TASK STATEMENT – From the listing below, copy word for word every line starting at the one that includes "Convert this screenshot to React" and ending at the one that includes "items-center justify-center rounded-t-[3px]"; the pictures are omitted.

INPUT DATA –
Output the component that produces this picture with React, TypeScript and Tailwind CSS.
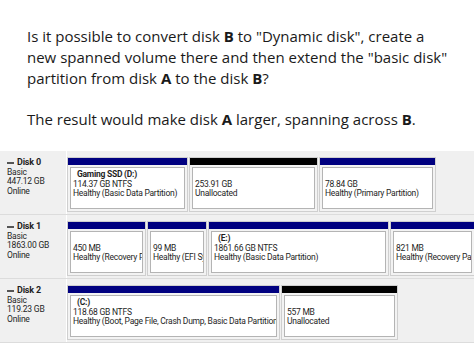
import React from 'react'

type Part = {
  w: string
  bar: 'blue' | 'black'
  name?: string
  size: string
  status: string
}

type Disk = {
  id: string
  kind: string
  size: string
  state: string
  parts: Part[]
}

const disks: Disk[] = [
  {
    id: 'Disk 0',
    kind: 'Basic',
    size: '447.12 GB',
    state: 'Online',
    parts: [
      { w: 'w-[121px]', bar: 'blue', name: 'Gaming SSD  (D:)', size: '114.37 GB NTFS', status: 'Healthy (Basic Data Partition)' },
      { w: 'w-[129px]', bar: 'black', size: '253.91 GB', status: 'Unallocated' },
      { w: 'w-[117px]', bar: 'blue', size: '78.84 GB', status: 'Healthy (Primary Partition)' },
    ],
  },
  {
    id: 'Disk 1',
    kind: 'Basic',
    size: '1863.00 GB',
    state: 'Online',
    parts: [
      { w: 'w-[79px]', bar: 'blue', size: '450 MB', status: 'Healthy (Recovery Partition)' },
      { w: 'w-[60px]', bar: 'blue', size: '99 MB', status: 'Healthy (EFI System Partition)' },
      { w: 'w-[181px]', bar: 'blue', name: '(E:)', size: '1861.66 GB NTFS', status: 'Healthy (Basic Data Partition)' },
      { w: 'w-[85px]', bar: 'blue', size: '821 MB', status: 'Healthy (Recovery Partition)' },
    ],
  },
  {
    id: 'Disk 2',
    kind: 'Basic',
    size: '119.23 GB',
    state: 'Online',
    parts: [
      { w: 'w-[213px]', bar: 'blue', name: '(C:)', size: '118.68 GB NTFS', status: 'Healthy (Boot, Page File, Crash Dump, Basic Data Partition)' },
      { w: 'w-[117px]', bar: 'black', size: '557 MB', status: 'Unallocated' },
    ],
  },
]

const PartBox = ({ part }: { part: Part }) => (
  <div className={`${part.w} shrink-0 flex flex-col border border-[#cfcfcf] bg-[#f3f3f3]`}>
    <div className={part.bar === 'blue' ? 'h-[7px] bg-[#000080]' : 'h-[7px] bg-black'} />
    <div className="flex-1 p-[2px]">
      <div className="h-full border border-[#b4b4b4] bg-white pl-[2px] pt-[2px] overflow-hidden whitespace-nowrap leading-[9.5px] text-[8.5px] tracking-[-0.25px] text-[#1e1e1e]">
        <div className="font-bold pl-[4px] h-[9.5px]">{part.name ?? ''}</div>
        <div>{part.size}</div>
        <div>{part.status}</div>
      </div>
    </div>
  </div>
)

const DiskRow = ({ disk }: { disk: Disk }) => (
  <div className="flex h-[64px] border-b border-[#dcdcdc]">
    <div className="w-[67px] shrink-0 border-r border-white bg-[#f0f0f0] pl-[7px] pt-[7px] leading-[9.5px] text-[8.5px] tracking-[-0.2px] text-[#1e1e1e]">
      <div className="flex items-center gap-[3px] font-bold text-[9px]">
        <span className="w-[7px] h-[2px] bg-[#555]" />
        {disk.id}
      </div>
      <div>{disk.kind}</div>
      <div>{disk.size}</div>
      <div>{disk.state}</div>
    </div>
    <div className="flex gap-px pt-[6px] pb-[2px]">
      {disk.parts.map((p, i) => (
        <PartBox key={i} part={p} />
      ))}
    </div>
  </div>
)

export default function App() {
  return (
    <div className="w-[474px] h-[348px] overflow-hidden bg-white font-['Open_Sans',sans-serif]">
      <div className="w-[455px] pl-[27px] pt-[26px] text-[15px] leading-[21px] text-[#1a1a1a]">
        <p>
          Is it possible to convert disk <b>B</b> to "Dynamic disk", create a new spanned volume there and then extend the
          "basic disk" partition from disk <b>A</b> to the disk <b>B</b>?
        </p>
        <p className="mt-[20px]">
          The result would make disk <b>A</b> larger, spanning across <b>B</b>.
        </p>
      </div>
      <div className="mt-[21px] bg-[#f0f0f0] font-['Roboto',sans-serif]">
        {disks.map((d) => (
          <DiskRow key={d.id} disk={d} />
        ))}
      </div>
    </div>
  )
}
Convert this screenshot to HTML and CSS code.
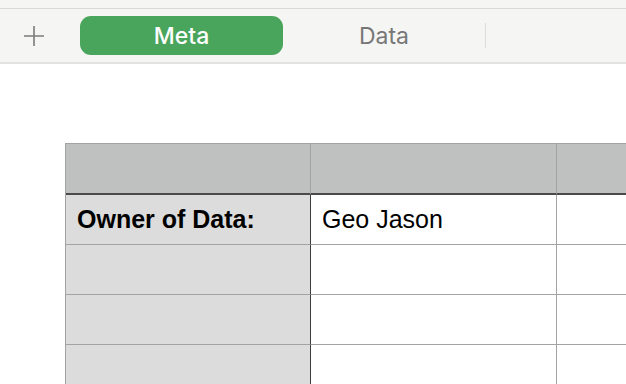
FILE: index.html
```html
<!DOCTYPE html>
<html lang="en">
<head>
    <meta charset="UTF-8">
    <meta name="viewport" content="width=device-width, initial-scale=1.0">
    <title>Sheet - Meta</title>
    <link rel="stylesheet" href="styles.css">
</head>
<body>
    <div class="top-strip"></div>
    <div class="toolbar">
        <button class="add-sheet" aria-label="Add sheet">
            <svg width="22" height="22" viewBox="0 0 22 22">
                <path d="M11 1 V21 M1 11 H21" stroke="#7b7b7b" stroke-width="1.6" fill="none"/>
            </svg>
        </button>
        <div class="tab active">Meta</div>
        <div class="tab">Data</div>
        <div class="tab-sep"></div>
    </div>

    <div class="sheet">
        <div class="cell head first"></div>
        <div class="cell head"></div>
        <div class="cell head last"></div>

        <div class="cell label">Owner of Data:</div>
        <div class="cell">Geo Jason</div>
        <div class="cell last"></div>

        <div class="cell label"></div>
        <div class="cell"></div>
        <div class="cell last"></div>

        <div class="cell label"></div>
        <div class="cell"></div>
        <div class="cell last"></div>

        <div class="cell label"></div>
        <div class="cell"></div>
        <div class="cell last"></div>
    </div>
</body>
</html>
```

FILE: styles.css
```css
html, body {
    margin: 0;
    height: 384px;
    overflow: hidden;
}

body {
    background-color: #fff;
    font-family: "Liberation Sans", Arial, sans-serif;
}

.top-strip {
    height: 8px;
    background-color: #f5f5f3;
    border-bottom: 1px solid #d9d9d9;
}

.toolbar {
    display: flex;
    align-items: center;
    height: 53px;
    background-color: #f5f5f3;
    border-bottom: 2px solid #e3e3e3;
    padding-left: 23px;
}

.add-sheet {
    display: flex;
    padding: 0;
    margin: 0 35px 0 0;
    border: none;
    background: none;
    cursor: pointer;
}

.tab {
    width: 202px;
    height: 39px;
    display: flex;
    align-items: center;
    justify-content: center;
    font-family: Inter, "Noto Sans", sans-serif;
    font-size: 23px;
    color: #777;
    border-radius: 11px;
}

.tab.active {
    width: 203px;
    background-color: #4aa55c;
    color: #fff;
    font-weight: 500;
}

.tab-sep {
    width: 1px;
    height: 25px;
    background-color: #dcdcdc;
}

.sheet {
    display: grid;
    grid-template-columns: 245px 246px 1fr;
    margin: 79px 0 0 65px;
    border-top: 1px solid #a3a3a3;
    border-left: 1px solid #a3a3a3;
}

.cell {
    box-sizing: border-box;
    height: 50px;
    padding: 0 11px;
    display: flex;
    align-items: center;
    font-size: 25px;
    color: #000;
    border-right: 1px solid #a3a3a3;
    border-bottom: 1px solid #a3a3a3;
}

.cell.last {
    border-right: none;
}

.cell.head {
    height: 51px;
    background-color: #bfc1c0;
    border-bottom: 2px solid #4a4a4a;
}

.cell.label {
    background-color: #dcdcdc;
    font-weight: bold;
    border-right-color: #3c3c3c;
}
```
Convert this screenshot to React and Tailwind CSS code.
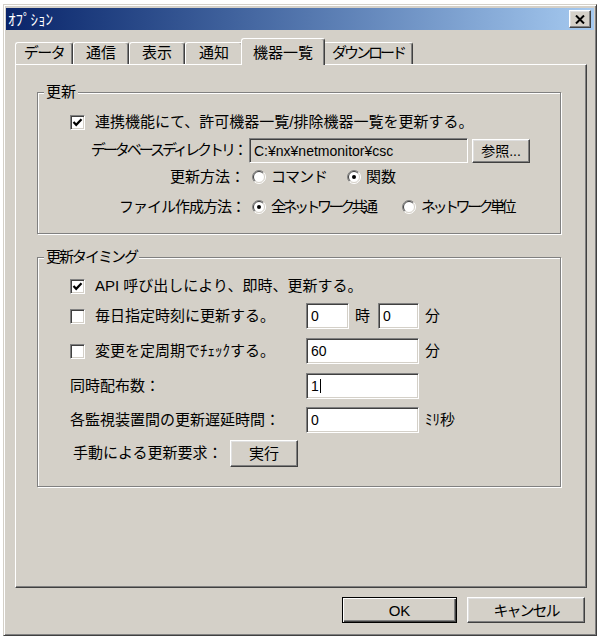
import React from 'react'

const raised =
  'border border-t-white border-l-white border-r-[#404040] border-b-[#404040] shadow-[inset_-1px_-1px_0_#808080,inset_1px_1px_0_#dfdfdf]'
const sunken =
  'border border-t-[#808080] border-l-[#808080] border-r-white border-b-white shadow-[inset_1px_1px_0_#404040,inset_-1px_-1px_0_#d4d0c8]'

const CheckBox = ({ checked }) => (
  <span className={`flex w-[15px] h-[15px] shrink-0 items-center justify-center bg-white ${sunken}`}>
    {checked && (
      <svg width='11' height='11' viewBox='0 0 11 11'>
        <path d='M1.5 5 L4.2 7.8 L9.5 2.3' fill='none' stroke='black' strokeWidth='2.2' />
      </svg>
    )}
  </span>
)

const Radio = ({ checked }) => (
  <svg width='14' height='14' viewBox='0 0 14 14' className='shrink-0'>
    <circle cx='7' cy='7' r='6' fill='white' />
    <path d='M2.4 11.6 A6.5 6.5 0 0 1 11.6 2.4' fill='none' stroke='#808080' />
    <path d='M11.6 2.4 A6.5 6.5 0 0 1 2.4 11.6' fill='none' stroke='#ffffff' />
    <path d='M3.1 10.9 A5.5 5.5 0 0 1 10.9 3.1' fill='none' stroke='#404040' />
    <path d='M10.9 3.1 A5.5 5.5 0 0 1 3.1 10.9' fill='none' stroke='#d4d0c8' />
    {checked && <circle cx='7' cy='7' r='2' fill='black' />}
  </svg>
)

const TextBox = ({ className, children }) => (
  <div className={`flex items-center bg-white pl-[4px] text-[14px] leading-none ${sunken} ${className}`}>
    {children}
  </div>
)

const Group = ({ title, className, children }) => (
  <div className={`relative border border-[#808080] shadow-[1px_1px_0_white,inset_1px_1px_0_white] ${className}`}>
    {title}
    {children}
  </div>
)

const tabBase =
  'flex items-center justify-center rounded-t-[3px] border-t border-l border-r border-t-white border-l-white border-r-[#404040] shadow-[inset_-1px_0_0_#808080]'

export default function App () {
  return (
    <div className="w-[600px] h-[639px] bg-white pt-[4px] pl-[3px] text-[15px] text-black font-['Liberation_Sans','Noto_Sans_CJK_JP',sans-serif]">
      <div className='flex h-[632px] w-[594px] flex-col border border-t-[#d4d0c8] border-l-[#d4d0c8] border-r-[#404040] border-b-[#404040] bg-[#d4d0c8] px-[2px] pt-[3px] shadow-[inset_1px_1px_0_white,inset_-1px_-1px_0_#808080]'>
        {/* title bar */}
        <div className='flex h-[22px] items-center justify-between bg-linear-to-r from-[#0a246a] to-[#a6caf0] pl-[2px] pr-[3px]'>
          <span className='leading-none text-white'>ｵﾌﾟｼｮﾝ</span>
          <button className={`flex h-[18px] w-[22px] items-center justify-center bg-[#d4d0c8] ${raised}`}>
            <svg width='10' height='9' viewBox='0 0 10 9'>
              <path d='M1 0.5 L9 8.5 M9 0.5 L1 8.5' stroke='black' strokeWidth='2' />
            </svg>
          </button>
        </div>

        {/* tabs */}
        <div className='ml-[9px] mt-[9px] flex h-[25px] items-end'>
          <div className={`${tabBase} h-[22px] w-[58px] tracking-[-1.5px]`}>データ</div>
          <div className={`${tabBase} h-[22px] w-[56px]`}>通信</div>
          <div className={`${tabBase} h-[22px] w-[56px]`}>表示</div>
          <div className={`${tabBase} h-[22px] w-[58px]`}>通知</div>
          <div className={`${tabBase} relative z-10 -mx-[2px] -mb-[1px] h-[27px] w-[84px] items-start bg-[#d4d0c8] pt-[3px]`}>機器一覧</div>
          <div className={`${tabBase} h-[22px] w-[90px] tracking-[-3px]`}>ダウンロード</div>
        </div>

        {/* tab panel */}
        <div className='ml-[9px] h-[524px] w-[572px] border border-t-white border-l-white border-r-[#404040] border-b-[#404040] shadow-[inset_-1px_-1px_0_#808080]'>
          <Group
            title={<span className='absolute left-[6px] -top-[11px] bg-[#d4d0c8] px-[2px] leading-[20px]'>更新</span>}
            className='ml-[21px] mt-[27px] h-[142px] w-[524px]'
          >
            <div className='mt-[19px] flex h-[20px] items-center pl-[32px]'>
              <CheckBox checked />
              <span className='ml-[10px]'>連携機能にて、許可機器一覧/排除機器一覧を更新する。</span>
            </div>
            <div className='mt-[6px] flex h-[25px] items-center'>
              <span className='w-[207px] text-right tracking-[-3px]'>データベースディレクトリ：</span>
              <TextBox className='ml-[4px] h-[25px] w-[219px] !bg-[#d4d0c8]'>C:¥nx¥netmonitor¥csc</TextBox>
              <button className={`ml-[4px] h-[24px] w-[58px] bg-[#d4d0c8] text-[14px] leading-none ${raised}`}>参照...</button>
            </div>
            <div className='mt-[4px] flex h-[20px] items-center'>
              <span className='w-[207px] text-right'>更新方法：</span>
              <div className='ml-[7px] flex w-[95px] items-center'>
                <Radio />
                <span className='ml-[5px] tracking-[-1px]'>コマンド</span>
              </div>
              <div className='flex items-center'>
                <Radio checked />
                <span className='ml-[5px]'>関数</span>
              </div>
            </div>
            <div className='mt-[10px] flex h-[20px] items-center'>
              <span className='w-[207px] text-right tracking-[-1px]'>ファイル作成方法：</span>
              <div className='ml-[7px] flex w-[150px] items-center'>
                <Radio checked />
                <span className='ml-[5px] tracking-[-3.5px]'>全ネットワーク共通</span>
              </div>
              <div className='flex items-center'>
                <Radio />
                <span className='ml-[5px] tracking-[-3.5px]'>ネットワーク単位</span>
              </div>
            </div>
          </Group>

          <Group
            title={<span className='absolute left-[6px] -top-[11px] bg-[#d4d0c8] px-[2px] leading-[20px] tracking-[-2px]'>更新タイミング</span>}
            className='ml-[21px] mt-[23px] h-[230px] w-[524px]'
          >
            <div className='mt-[18px] flex h-[20px] items-center pl-[32px]'>
              <CheckBox checked />
              <span className='ml-[10px]'>API 呼び出しにより、即時、更新する。</span>
            </div>
            <div className='mt-[7px] flex h-[26px] items-center'>
              <div className='flex w-[268px] items-center pl-[32px]'>
                <CheckBox />
                <span className='ml-[10px]'>毎日指定時刻に更新する。</span>
              </div>
              <TextBox className='h-[26px] w-[43px]'>0</TextBox>
              <span className='ml-[6px] w-[17px]'>時</span>
              <TextBox className='ml-[6px] h-[26px] w-[41px]'>0</TextBox>
              <span className='ml-[6px]'>分</span>
            </div>
            <div className='mt-[9px] flex h-[26px] items-center'>
              <div className='flex w-[268px] items-center pl-[32px]'>
                <CheckBox />
                <span className='ml-[10px]'>変更を定周期でﾁｪｯｸする。</span>
              </div>
              <TextBox className='h-[26px] w-[113px]'>60</TextBox>
              <span className='ml-[6px]'>分</span>
            </div>
            <div className='mt-[9px] flex h-[26px] items-center'>
              <span className='w-[268px] pl-[32px]'>同時配布数：</span>
              <TextBox className='h-[26px] w-[113px]'>
                1<span className='ml-[1px] h-[14px] w-[1px] bg-black' />
              </TextBox>
            </div>
            <div className='mt-[8px] flex h-[26px] items-center'>
              <span className='w-[268px] pl-[32px]'>各監視装置間の更新遅延時間：</span>
              <TextBox className='h-[26px] w-[113px]'>0</TextBox>
              <span className='ml-[6px]'>ﾐﾘ秒</span>
            </div>
            <div className='mt-[7px] flex h-[27px] items-center'>
              <span className='w-[192px] pl-[35px]'>手動による更新要求：</span>
              <button className={`h-[27px] w-[68px] bg-[#d4d0c8] leading-none ${raised}`}>実行</button>
            </div>
          </Group>
        </div>

        {/* dialog buttons */}
        <div className='mt-[9px] flex justify-end gap-[10px] pr-[9px]'>
          <button className='h-[26px] w-[115px] border border-black bg-[#d4d0c8] leading-none shadow-[inset_1px_1px_0_white,inset_-1px_-1px_0_#404040,inset_-2px_-2px_0_#808080]'>
            OK
          </button>
          <button className={`h-[26px] w-[118px] bg-[#d4d0c8] leading-none tracking-[-2px] ${raised}`}>キャンセル</button>
        </div>
      </div>
    </div>
  )
}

THE RESULT –
Convert this screenshot to React and Tailwind CSS code.
import React from 'react'

const raised =
  'border border-t-white border-l-white border-r-[#404040] border-b-[#404040] shadow-[inset_-1px_-1px_0_#808080,inset_1px_1px_0_#dfdfdf]'
const sunken =
  'border border-t-[#808080] border-l-[#808080] border-r-white border-b-white shadow-[inset_1px_1px_0_#404040,inset_-1px_-1px_0_#d4d0c8]'

const CheckBox = ({ checked }) => (
  <span className={`flex w-[15px] h-[15px] shrink-0 items-center justify-center bg-white ${sunken}`}>
    {checked && (
      <svg width='11' height='11' viewBox='0 0 11 11'>
        <path d='M1.5 5 L4.2 7.8 L9.5 2.3' fill='none' stroke='black' strokeWidth='2.2' />
      </svg>
    )}
  </span>
)

const Radio = ({ checked }) => (
  <svg width='14' height='14' viewBox='0 0 14 14' className='shrink-0'>
    <circle cx='7' cy='7' r='6' fill='white' />
    <path d='M2.4 11.6 A6.5 6.5 0 0 1 11.6 2.4' fill='none' stroke='#808080' />
    <path d='M11.6 2.4 A6.5 6.5 0 0 1 2.4 11.6' fill='none' stroke='#ffffff' />
    <path d='M3.1 10.9 A5.5 5.5 0 0 1 10.9 3.1' fill='none' stroke='#404040' />
    <path d='M10.9 3.1 A5.5 5.5 0 0 1 3.1 10.9' fill='none' stroke='#d4d0c8' />
    {checked && <circle cx='7' cy='7' r='2' fill='black' />}
  </svg>
)

const TextBox = ({ className, children }) => (
  <div className={`flex items-center bg-white pl-[4px] text-[14px] leading-none ${sunken} ${className}`}>
    {children}
  </div>
)

const Group = ({ title, className, children }) => (
  <div className={`relative border border-[#808080] shadow-[1px_1px_0_white,inset_1px_1px_0_white] ${className}`}>
    {title}
    {children}
  </div>
)

const tabBase =
  'flex items-center justify-center rounded-t-[3px] border-t border-l border-r border-t-white border-l-white border-r-[#404040] shadow-[inset_-1px_0_0_#808080]'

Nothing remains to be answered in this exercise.